Don’t forget - British Summertime ends on Saturday 27th October.

At 2am on Sunday October 28th our clocks go back one hour to 1am. Today many electronic systems are geared to automatically change their time. For those that need to do some manual changing, most of us will change our clocks either the night before when we go to bed, or early the next day. But wherever we live in the UK, all of us will gain an extra hour as we move on from British Summer Time to Greenwich Mean Time.

We have been changing our clocks backwards and forwards in this country since 1916. The modern idea of daylight saving was actually first proposed in 1895 by London born New Zealander George Vernon Hudson.  The idea gained momentum in UK after a London builder wrote a pamphlet entitled The Waste of Daylight in 1907.  He had noticed that the early daylight hours of summer mornings were being wasted while people slept. There was a great deal of discussion but finally the British Government adopted the system during the First World War in the same year as Germany and Austria-Hungary.

This all changed during the Second World War. In 1940 Britain made a decision to keep British Summer Time for the winter, but to turn the clocks forward every spring so that the summers would be two hours ahead of Greenwich Mean Time. This was called British Double Summer Time and there was a lot of discussion as to whether this should remain after the war. But in July 1945 the clocks were brought back to the traditional timing of GMT for the winter and one hour ahead for the summer months.
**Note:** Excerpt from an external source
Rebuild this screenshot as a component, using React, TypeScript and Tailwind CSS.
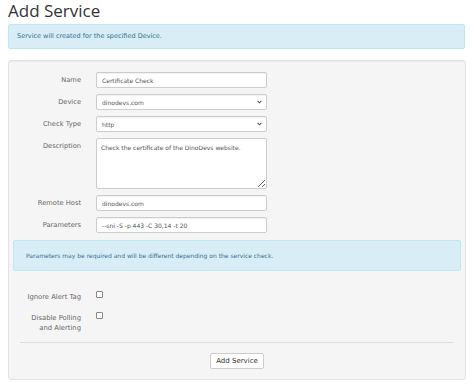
import React from "react";

const font = { fontFamily: "'DejaVu Sans', Verdana, sans-serif" };

function Row({ label, children, top }: { label: React.ReactNode; children: React.ReactNode; top?: boolean }) {
  return (
    <div className={`flex ${top ? "items-start" : "items-center"} gap-[15px]`}>
      <div className={`w-[72px] shrink-0 text-right text-[6.7px] leading-[10px] text-[#666] ${top ? "pt-[3px]" : ""}`}>{label}</div>
      {children}
    </div>
  );
}

const inputCls =
  "block w-[171px] h-[16px] border border-[#ccc] rounded-[2px] bg-white px-[5px] text-[6px] text-[#555] outline-none shadow-[inset_0_1px_1px_rgba(0,0,0,0.06)]";

function Select({ value }: { value: string }) {
  return (
    <div className="relative flex w-[171px] h-[16px]">
      <select defaultValue={value} className={`${inputCls} appearance-none`} style={font}>
        <option>{value}</option>
      </select>
      <svg className="absolute right-[5px] top-[6px] w-[5px] h-[4px] pointer-events-none" viewBox="0 0 5 4">
        <path d="M0.6 0.8 L2.5 2.8 L4.4 0.8" fill="none" stroke="#555" strokeWidth="1.1" />
      </svg>
    </div>
  );
}

function Check() {
  return <input type="checkbox" className="block appearance-none w-[7px] h-[7px] border border-[#888] rounded-[1px] bg-white m-0 shrink-0" />;
}

export default function App() {
  return (
    <div className="w-[474px] h-[389px] bg-white overflow-hidden" style={font}>
      <h1 className="px-[8px] text-[17px] leading-[21px] text-[#333]" style={{ fontFamily: "'Open Sans', sans-serif" }}>
        Add Service
      </h1>
      <div className="mx-[8px] mt-[3px] w-[457px] h-[25px] flex items-center px-[8px] bg-[#d9edf7] border border-[#bce8f1] rounded-[2px] text-[6.5px] text-[#31708f]">
        Service will created for the specified Device.
      </div>
      <div className="mx-[8px] mt-[11px] w-[458px] h-[320px] bg-[#f5f5f5] border border-[#e3e3e3] rounded-[3px] shadow-[inset_0_1px_1px_rgba(0,0,0,0.04)] pt-[11px]">
        <div className="flex flex-col gap-[6px]">
          <Row label="Name">
            <input className={inputCls} defaultValue="Certificate Check" style={font} />
          </Row>
          <Row label="Device">
            <Select value="dinodevs.com" />
          </Row>
          <Row label="Check Type">
            <Select value="http" />
          </Row>
          <Row label="Description" top>
            <textarea
              className="block w-[171px] h-[51px] border border-[#ccc] rounded-[2px] bg-white px-[4px] py-[4px] text-[6px] leading-[10px] text-[#555] outline-none"
              defaultValue="Check the certificate of the DinoDevs website."
              style={font}
            />
          </Row>
          <Row label="Remote Host">
            <input className={inputCls} defaultValue="dinodevs.com" style={font} />
          </Row>
          <Row label="Parameters">
            <input className={inputCls} defaultValue="--sni -S -p 443 -C 30,14 -t 20" style={font} />
          </Row>
        </div>
        <div className="mx-[4px] mt-[7px] h-[31px] flex items-center px-[12px] bg-[#d9edf7] border border-[#bce8f1] rounded-[2px] text-[6px] text-[#31708f]">
          Parameters may be required and will be different depending on the service check.
        </div>
        <div className="mt-[20px] flex flex-col gap-[10px]">
          <div className="flex items-start gap-[15px]">
            <div className="w-[72px] text-right text-[6.8px] leading-[10px] text-[#666] pt-[1px]">Ignore Alert Tag</div>
            <Check />
          </div>
          <div className="flex items-start gap-[15px]">
            <div className="w-[72px] text-right text-[6.8px] leading-[10px] text-[#666] pt-[1px]">
              Disable Polling
              <br />
              and Alerting
            </div>
            <Check />
          </div>
        </div>
        <div className="mx-[11px] mt-[9px] border-t border-[#ddd]" />
        <div className="flex justify-center mt-[10px]">
          <button className="h-[16px] px-[5px] bg-white border border-[#ccc] rounded-[2px] text-[7px] text-[#333]" style={font}>
            Add Service
          </button>
        </div>
      </div>
    </div>
  );
}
A few years ago Tory MP Rebecca Harris put forward a bill not to turn our clocks back in autumn, but to bring British Summer Time in force for the entire year.  The theory was that this would bring us more in line with Europe, giving us economic advantages.  Europe generally follows Central European Time, which is one hour ahead of GMT In winter and two hours ahead in summer.

Also, if we had an extra hour of daylight in the evening, it was argued that there would be a significant saving in electricity bills, a cut in CO2 emissions, less seasonally adjusted depression and fewer people would have a feeling that a day’s work was over as it gets dark soon after 3pm. But of course this was countered by problems about getting up in the dark and children walking to school in gloomy dark conditions.

In Scotland, there are different arguments as talk continues about their own specific problems due to the longer lengths in the far north of daylight hours in summer and dark hours in winter. Then of course some people say it doesn’t matter what anyone does because we get the same total amount of daylight hours whatever the clock says.

Not all countries use daylight saving. For instance, China experimented with the idea but abandoned it in 1992 and now uses one time zone for the entire country.

The main thing is to ensure you really are on the right time for the right location. No doubt there will be some people that will learn with a shock on Sunday October 29th that they have got up and dressed a whole hour earlier than they need have done!